**Supplied records**
┏━━
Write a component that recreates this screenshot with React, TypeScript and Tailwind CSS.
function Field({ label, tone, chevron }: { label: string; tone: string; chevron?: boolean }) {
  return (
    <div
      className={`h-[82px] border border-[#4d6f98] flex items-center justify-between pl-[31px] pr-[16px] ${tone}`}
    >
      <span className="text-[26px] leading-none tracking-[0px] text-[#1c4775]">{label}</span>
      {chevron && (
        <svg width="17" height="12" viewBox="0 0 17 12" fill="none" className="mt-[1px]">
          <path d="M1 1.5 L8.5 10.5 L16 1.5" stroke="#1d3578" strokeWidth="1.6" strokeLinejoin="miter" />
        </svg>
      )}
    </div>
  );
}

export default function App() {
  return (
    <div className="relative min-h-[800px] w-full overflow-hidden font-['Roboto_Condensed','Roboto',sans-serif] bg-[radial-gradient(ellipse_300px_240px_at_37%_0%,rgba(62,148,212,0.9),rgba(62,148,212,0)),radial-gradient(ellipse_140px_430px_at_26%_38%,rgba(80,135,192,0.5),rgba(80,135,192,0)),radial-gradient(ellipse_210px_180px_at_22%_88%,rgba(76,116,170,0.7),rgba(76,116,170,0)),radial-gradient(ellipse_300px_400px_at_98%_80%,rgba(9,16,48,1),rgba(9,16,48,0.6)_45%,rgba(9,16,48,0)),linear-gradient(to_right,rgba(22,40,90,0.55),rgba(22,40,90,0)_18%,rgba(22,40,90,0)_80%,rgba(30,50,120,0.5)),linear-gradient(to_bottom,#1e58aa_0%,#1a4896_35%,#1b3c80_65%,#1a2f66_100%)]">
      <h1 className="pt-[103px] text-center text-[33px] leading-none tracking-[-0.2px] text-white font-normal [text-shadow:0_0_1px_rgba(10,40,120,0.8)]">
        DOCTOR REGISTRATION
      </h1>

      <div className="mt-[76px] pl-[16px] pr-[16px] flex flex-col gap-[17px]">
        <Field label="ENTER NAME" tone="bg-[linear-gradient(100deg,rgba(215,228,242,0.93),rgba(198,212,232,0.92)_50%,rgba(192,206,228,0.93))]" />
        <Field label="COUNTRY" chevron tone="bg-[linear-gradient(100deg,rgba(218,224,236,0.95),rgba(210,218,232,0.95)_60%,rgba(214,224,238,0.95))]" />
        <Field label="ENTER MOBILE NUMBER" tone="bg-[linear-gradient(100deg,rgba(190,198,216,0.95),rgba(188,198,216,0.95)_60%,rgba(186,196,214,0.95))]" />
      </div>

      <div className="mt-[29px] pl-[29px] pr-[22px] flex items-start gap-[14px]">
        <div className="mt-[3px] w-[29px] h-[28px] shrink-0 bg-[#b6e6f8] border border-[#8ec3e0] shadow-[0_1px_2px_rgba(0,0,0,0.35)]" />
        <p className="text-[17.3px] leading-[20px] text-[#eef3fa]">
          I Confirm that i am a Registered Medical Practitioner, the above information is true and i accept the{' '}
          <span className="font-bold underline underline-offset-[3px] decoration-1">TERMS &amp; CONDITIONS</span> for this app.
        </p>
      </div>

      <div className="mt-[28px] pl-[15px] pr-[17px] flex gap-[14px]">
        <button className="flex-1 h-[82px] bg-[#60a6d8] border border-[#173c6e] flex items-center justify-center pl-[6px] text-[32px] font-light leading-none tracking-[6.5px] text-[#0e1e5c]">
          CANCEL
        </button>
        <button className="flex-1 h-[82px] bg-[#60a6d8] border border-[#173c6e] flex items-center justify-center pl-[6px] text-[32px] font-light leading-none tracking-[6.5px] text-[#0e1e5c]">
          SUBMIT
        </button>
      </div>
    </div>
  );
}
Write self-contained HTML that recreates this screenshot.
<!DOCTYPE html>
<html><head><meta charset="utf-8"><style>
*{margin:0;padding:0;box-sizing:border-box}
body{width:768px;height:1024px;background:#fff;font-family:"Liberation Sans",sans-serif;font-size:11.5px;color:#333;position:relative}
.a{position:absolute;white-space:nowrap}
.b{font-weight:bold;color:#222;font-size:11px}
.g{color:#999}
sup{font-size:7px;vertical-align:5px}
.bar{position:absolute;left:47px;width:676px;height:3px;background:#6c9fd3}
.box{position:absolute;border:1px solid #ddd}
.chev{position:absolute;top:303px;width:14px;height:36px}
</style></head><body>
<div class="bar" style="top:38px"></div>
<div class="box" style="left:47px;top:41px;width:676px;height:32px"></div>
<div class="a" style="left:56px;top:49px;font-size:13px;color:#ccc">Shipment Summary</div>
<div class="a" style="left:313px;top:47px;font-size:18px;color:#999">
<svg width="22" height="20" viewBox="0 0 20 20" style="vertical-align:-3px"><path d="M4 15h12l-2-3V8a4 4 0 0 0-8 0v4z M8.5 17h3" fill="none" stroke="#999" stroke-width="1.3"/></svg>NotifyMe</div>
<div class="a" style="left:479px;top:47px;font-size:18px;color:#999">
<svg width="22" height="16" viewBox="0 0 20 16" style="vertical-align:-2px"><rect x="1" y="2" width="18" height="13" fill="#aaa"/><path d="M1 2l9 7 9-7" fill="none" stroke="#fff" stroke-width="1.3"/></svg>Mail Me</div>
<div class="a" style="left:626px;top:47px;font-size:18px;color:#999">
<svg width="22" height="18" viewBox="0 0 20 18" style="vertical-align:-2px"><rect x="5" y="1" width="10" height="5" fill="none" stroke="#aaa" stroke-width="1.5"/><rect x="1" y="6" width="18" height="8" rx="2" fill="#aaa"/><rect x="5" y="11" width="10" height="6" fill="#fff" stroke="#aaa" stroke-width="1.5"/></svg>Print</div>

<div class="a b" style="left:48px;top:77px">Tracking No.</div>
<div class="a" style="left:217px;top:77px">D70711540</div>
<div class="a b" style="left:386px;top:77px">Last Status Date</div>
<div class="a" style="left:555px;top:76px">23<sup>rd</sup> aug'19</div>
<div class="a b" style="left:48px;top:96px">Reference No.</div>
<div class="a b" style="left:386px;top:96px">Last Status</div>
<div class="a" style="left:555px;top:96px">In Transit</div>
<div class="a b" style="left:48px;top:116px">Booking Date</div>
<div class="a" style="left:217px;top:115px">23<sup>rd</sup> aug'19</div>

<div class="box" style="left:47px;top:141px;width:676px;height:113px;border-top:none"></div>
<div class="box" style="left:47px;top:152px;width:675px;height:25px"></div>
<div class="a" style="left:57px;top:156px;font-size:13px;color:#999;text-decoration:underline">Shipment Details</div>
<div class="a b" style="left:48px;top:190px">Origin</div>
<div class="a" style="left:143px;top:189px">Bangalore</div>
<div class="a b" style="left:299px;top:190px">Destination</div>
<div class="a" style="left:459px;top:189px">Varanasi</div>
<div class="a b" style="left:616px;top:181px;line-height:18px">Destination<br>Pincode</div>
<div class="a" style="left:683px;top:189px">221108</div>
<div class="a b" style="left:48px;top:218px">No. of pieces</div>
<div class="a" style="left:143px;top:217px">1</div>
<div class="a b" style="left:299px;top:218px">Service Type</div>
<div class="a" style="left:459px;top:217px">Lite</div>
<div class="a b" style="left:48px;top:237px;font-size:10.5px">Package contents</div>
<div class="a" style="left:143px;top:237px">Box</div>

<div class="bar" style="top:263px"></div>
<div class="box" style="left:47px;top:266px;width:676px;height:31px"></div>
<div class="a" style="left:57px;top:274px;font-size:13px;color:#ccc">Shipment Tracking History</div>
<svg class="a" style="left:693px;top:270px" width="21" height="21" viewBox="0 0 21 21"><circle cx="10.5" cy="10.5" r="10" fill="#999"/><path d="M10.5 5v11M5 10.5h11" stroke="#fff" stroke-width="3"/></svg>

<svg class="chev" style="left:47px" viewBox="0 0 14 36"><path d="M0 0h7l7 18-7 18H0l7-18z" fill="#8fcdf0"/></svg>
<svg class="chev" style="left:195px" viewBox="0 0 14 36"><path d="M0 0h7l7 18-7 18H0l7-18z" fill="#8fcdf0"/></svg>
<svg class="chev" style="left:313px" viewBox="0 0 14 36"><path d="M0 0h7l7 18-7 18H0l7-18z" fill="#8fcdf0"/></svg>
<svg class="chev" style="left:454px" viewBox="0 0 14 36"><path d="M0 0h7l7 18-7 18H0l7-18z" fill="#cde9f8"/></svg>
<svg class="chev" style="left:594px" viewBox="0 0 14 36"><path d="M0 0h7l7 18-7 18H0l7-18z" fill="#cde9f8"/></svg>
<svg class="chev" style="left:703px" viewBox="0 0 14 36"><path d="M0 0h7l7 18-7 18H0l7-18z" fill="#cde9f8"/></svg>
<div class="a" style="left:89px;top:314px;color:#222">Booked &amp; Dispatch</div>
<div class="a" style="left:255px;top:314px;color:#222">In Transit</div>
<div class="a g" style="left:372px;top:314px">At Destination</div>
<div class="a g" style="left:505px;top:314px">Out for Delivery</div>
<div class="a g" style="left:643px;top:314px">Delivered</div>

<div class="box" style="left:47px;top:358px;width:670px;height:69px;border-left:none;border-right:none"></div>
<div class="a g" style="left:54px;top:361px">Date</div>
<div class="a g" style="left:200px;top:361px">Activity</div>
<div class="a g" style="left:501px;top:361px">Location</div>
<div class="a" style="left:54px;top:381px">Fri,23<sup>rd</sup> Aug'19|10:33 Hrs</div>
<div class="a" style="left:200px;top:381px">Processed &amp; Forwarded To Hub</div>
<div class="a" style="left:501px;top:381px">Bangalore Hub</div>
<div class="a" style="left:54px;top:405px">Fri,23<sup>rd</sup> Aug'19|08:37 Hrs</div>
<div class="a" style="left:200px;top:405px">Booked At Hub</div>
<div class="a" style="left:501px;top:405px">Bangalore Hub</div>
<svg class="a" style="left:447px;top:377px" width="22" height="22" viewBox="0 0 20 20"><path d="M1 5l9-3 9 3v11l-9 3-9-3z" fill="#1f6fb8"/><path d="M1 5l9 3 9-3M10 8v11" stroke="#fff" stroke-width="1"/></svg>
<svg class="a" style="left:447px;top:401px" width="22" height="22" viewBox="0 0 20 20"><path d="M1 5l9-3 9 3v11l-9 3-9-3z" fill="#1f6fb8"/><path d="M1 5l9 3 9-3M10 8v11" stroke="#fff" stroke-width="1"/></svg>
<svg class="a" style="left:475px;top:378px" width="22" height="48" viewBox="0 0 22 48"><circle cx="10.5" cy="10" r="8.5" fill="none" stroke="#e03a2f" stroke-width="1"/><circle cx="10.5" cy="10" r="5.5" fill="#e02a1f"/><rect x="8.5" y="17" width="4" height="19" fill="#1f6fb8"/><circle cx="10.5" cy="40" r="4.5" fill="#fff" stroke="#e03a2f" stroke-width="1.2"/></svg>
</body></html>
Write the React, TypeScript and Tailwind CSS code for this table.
┗━━
**What is needed**
Read through the data and copy every line where "Write" shows up.

**Solution to the exercise**
Write a component that recreates this screenshot with React, TypeScript and Tailwind CSS.
Write self-contained HTML that recreates this screenshot.
Write the React, TypeScript and Tailwind CSS code for this table.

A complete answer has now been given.